**SET TASK:** Your task is to reproduce, verbatim and without pictures, the lines from the opening of the listing through the line containing "Toolbar icons */".

───── PROVIDED DATA ─────

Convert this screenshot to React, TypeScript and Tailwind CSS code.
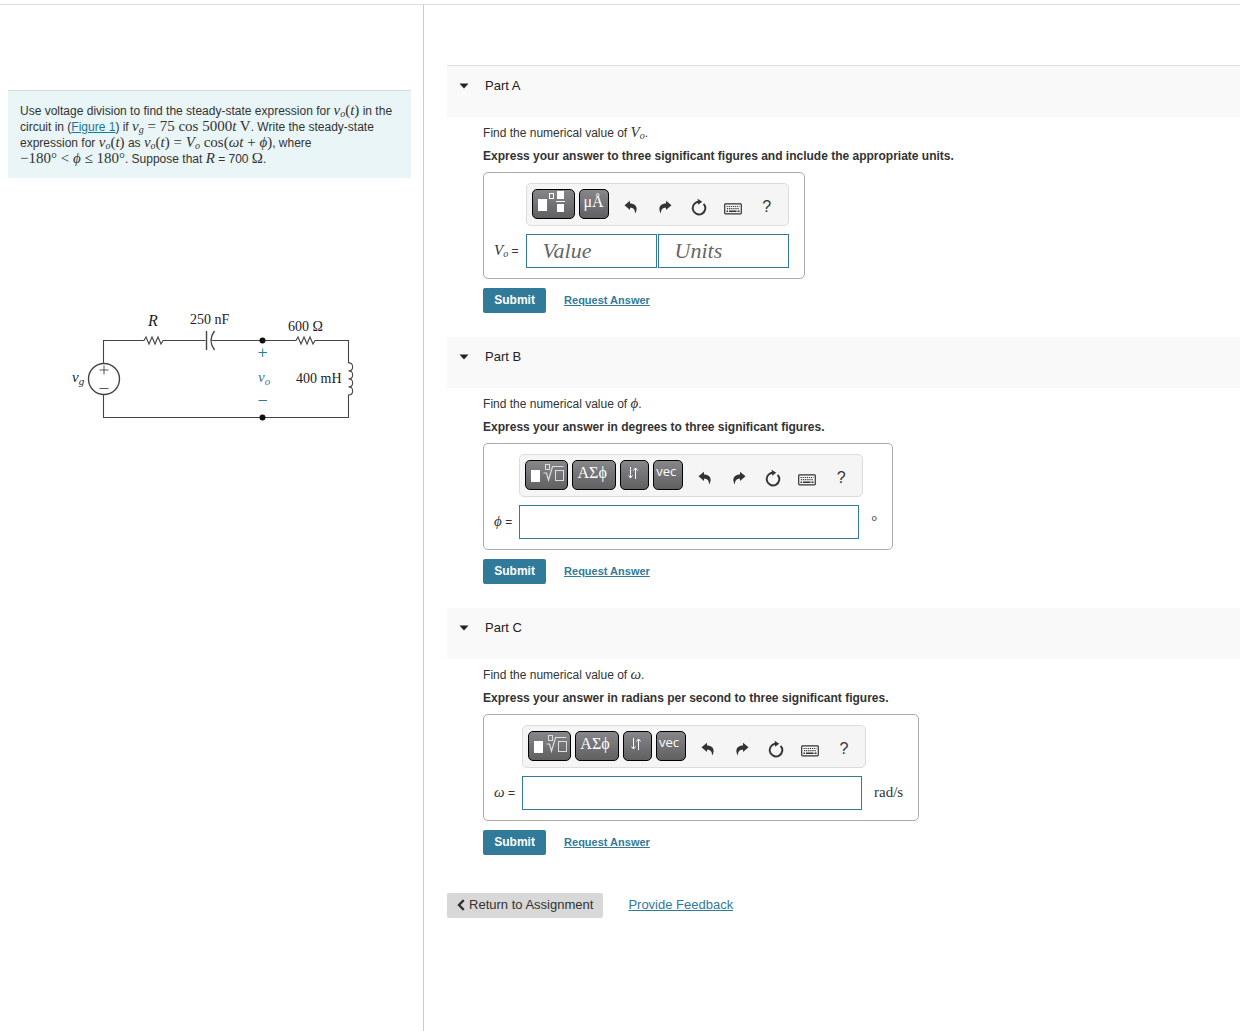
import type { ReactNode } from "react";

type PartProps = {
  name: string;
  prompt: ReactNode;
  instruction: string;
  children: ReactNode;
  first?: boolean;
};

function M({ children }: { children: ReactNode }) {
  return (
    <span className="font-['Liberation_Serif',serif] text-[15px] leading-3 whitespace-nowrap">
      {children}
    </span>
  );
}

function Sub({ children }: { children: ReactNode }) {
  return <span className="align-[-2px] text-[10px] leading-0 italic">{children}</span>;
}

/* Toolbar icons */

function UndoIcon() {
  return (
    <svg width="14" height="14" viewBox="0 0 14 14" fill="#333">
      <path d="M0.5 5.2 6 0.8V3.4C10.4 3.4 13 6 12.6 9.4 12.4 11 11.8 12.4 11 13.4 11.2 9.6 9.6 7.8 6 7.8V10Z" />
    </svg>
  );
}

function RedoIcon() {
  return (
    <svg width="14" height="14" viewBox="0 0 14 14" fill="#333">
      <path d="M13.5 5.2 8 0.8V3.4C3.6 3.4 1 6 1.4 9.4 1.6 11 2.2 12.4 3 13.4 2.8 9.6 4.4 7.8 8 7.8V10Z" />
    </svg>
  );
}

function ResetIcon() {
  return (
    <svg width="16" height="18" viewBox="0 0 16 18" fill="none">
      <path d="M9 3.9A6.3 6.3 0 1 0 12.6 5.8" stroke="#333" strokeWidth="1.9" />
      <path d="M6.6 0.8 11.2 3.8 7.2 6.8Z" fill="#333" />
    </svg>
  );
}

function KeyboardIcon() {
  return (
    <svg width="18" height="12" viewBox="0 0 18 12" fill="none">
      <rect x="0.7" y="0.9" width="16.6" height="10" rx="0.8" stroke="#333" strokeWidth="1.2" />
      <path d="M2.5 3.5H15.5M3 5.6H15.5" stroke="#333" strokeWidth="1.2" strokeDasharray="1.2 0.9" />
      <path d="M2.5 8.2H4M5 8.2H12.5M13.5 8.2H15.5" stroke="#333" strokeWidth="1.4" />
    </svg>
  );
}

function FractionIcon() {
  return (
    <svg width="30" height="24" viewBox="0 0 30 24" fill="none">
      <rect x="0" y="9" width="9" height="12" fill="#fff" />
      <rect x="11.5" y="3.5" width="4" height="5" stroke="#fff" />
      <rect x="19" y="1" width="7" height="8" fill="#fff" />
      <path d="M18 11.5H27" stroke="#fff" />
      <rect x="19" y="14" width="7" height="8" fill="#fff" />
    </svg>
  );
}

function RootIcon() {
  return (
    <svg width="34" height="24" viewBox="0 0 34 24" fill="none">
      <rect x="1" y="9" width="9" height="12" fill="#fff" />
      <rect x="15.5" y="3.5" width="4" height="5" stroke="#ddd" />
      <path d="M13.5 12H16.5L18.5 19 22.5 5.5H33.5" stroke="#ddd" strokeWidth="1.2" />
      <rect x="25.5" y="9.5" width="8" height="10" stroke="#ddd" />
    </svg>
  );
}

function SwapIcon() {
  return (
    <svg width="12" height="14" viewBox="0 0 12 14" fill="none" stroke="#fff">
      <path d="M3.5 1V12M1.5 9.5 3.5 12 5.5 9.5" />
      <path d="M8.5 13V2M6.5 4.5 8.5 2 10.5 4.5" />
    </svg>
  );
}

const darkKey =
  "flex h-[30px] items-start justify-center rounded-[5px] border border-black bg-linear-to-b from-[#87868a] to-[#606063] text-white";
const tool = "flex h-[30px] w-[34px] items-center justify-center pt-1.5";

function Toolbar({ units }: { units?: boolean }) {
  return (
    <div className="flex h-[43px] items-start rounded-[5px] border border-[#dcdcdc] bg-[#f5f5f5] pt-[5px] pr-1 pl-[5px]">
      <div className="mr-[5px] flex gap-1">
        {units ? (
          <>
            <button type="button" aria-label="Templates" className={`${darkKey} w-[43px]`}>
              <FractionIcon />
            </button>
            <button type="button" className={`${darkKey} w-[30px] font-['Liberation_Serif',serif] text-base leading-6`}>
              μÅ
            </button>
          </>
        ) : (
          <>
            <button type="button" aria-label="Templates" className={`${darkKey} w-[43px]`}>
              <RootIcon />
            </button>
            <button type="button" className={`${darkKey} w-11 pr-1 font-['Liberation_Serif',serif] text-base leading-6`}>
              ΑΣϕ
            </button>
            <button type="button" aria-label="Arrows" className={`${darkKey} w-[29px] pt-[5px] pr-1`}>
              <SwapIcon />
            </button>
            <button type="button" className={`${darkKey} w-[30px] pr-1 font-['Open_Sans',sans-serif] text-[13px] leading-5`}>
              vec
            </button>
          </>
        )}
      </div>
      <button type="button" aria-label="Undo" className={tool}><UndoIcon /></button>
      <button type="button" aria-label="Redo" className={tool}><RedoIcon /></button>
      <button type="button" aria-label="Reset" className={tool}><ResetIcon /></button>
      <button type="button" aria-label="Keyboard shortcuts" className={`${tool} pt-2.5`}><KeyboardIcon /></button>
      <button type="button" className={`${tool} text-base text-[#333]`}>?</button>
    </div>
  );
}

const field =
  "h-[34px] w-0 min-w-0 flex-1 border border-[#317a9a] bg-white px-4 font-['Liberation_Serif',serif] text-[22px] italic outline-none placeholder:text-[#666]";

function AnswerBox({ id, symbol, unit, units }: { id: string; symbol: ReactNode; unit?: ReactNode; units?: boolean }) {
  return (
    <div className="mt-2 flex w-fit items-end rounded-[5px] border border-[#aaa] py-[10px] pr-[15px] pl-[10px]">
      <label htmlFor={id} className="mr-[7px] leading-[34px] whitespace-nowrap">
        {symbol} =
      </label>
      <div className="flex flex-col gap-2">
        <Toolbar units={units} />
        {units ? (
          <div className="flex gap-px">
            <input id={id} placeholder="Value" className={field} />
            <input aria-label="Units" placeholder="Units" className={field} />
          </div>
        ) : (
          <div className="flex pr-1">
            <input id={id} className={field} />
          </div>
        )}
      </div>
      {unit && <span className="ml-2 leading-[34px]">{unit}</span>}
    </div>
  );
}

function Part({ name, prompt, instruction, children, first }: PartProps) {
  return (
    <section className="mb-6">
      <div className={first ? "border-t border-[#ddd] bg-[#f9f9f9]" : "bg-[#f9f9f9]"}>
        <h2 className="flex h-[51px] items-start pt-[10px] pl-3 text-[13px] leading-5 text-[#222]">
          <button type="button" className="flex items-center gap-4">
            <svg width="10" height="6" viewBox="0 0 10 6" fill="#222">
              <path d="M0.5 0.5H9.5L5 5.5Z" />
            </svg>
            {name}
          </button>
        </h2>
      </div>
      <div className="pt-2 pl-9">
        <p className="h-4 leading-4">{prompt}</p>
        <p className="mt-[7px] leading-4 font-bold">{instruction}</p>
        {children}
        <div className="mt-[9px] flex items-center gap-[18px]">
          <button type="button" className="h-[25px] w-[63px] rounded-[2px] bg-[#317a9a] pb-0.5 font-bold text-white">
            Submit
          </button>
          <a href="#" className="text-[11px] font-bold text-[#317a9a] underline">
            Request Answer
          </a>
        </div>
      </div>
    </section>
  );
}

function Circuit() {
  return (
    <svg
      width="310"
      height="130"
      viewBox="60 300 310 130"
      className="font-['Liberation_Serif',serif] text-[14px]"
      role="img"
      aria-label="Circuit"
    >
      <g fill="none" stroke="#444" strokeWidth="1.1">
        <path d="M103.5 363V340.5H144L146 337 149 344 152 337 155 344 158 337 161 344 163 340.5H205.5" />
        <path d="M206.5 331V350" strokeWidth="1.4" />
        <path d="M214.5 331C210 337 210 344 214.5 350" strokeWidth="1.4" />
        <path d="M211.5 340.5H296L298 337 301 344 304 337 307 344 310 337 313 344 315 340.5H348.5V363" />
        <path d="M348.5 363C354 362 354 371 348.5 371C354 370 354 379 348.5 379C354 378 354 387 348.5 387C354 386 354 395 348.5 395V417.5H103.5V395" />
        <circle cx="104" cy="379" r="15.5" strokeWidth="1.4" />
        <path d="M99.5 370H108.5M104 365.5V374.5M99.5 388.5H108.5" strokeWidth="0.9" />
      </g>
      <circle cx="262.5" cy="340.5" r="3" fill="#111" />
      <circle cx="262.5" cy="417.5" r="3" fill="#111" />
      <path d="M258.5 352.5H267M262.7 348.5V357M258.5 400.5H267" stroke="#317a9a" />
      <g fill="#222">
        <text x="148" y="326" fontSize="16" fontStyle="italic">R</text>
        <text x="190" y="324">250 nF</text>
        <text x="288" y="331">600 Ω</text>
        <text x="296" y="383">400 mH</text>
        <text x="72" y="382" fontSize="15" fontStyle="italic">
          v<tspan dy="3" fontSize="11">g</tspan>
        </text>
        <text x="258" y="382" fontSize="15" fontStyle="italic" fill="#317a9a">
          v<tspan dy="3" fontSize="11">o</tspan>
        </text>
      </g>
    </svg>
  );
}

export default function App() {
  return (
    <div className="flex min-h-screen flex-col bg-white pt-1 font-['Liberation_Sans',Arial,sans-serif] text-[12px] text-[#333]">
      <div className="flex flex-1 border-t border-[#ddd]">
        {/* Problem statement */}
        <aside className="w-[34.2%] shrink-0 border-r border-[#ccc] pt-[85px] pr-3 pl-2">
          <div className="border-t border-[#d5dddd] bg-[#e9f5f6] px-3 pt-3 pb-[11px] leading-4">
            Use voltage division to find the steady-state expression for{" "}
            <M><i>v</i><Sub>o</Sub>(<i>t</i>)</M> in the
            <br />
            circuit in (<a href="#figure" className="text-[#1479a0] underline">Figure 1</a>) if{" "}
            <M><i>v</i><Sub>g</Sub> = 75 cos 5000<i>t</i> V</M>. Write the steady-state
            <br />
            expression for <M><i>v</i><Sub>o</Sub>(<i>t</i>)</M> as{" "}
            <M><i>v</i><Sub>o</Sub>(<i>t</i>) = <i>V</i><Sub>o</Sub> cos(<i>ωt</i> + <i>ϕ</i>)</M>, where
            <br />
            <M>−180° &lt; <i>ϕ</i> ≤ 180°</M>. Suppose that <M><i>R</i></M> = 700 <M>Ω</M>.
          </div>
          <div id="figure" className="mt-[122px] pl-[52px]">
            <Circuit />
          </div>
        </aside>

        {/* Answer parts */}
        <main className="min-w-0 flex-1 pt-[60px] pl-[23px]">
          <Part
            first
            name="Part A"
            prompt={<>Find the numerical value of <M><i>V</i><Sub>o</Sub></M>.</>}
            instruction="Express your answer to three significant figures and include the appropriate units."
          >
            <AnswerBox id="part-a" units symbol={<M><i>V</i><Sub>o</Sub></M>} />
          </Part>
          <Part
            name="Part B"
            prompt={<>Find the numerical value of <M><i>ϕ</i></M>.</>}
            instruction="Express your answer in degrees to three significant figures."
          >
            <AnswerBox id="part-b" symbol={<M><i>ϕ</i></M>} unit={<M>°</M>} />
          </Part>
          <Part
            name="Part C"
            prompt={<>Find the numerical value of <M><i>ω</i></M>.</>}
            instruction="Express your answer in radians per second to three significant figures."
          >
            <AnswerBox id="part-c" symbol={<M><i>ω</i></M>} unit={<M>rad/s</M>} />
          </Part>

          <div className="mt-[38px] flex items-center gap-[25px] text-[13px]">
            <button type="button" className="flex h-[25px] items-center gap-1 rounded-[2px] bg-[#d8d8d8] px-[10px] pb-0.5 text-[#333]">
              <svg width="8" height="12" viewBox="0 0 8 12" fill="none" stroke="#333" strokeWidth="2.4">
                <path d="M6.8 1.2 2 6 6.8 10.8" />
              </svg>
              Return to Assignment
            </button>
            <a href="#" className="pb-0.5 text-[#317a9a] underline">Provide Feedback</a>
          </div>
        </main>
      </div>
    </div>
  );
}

─────

**FULL ANSWER:**
Convert this screenshot to React, TypeScript and Tailwind CSS code.
import type { ReactNode } from "react";

type PartProps = {
  name: string;
  prompt: ReactNode;
  instruction: string;
  children: ReactNode;
  first?: boolean;
};

function M({ children }: { children: ReactNode }) {
  return (
    <span className="font-['Liberation_Serif',serif] text-[15px] leading-3 whitespace-nowrap">
      {children}
    </span>
  );
}

function Sub({ children }: { children: ReactNode }) {
  return <span className="align-[-2px] text-[10px] leading-0 italic">{children}</span>;
}

/* Toolbar icons */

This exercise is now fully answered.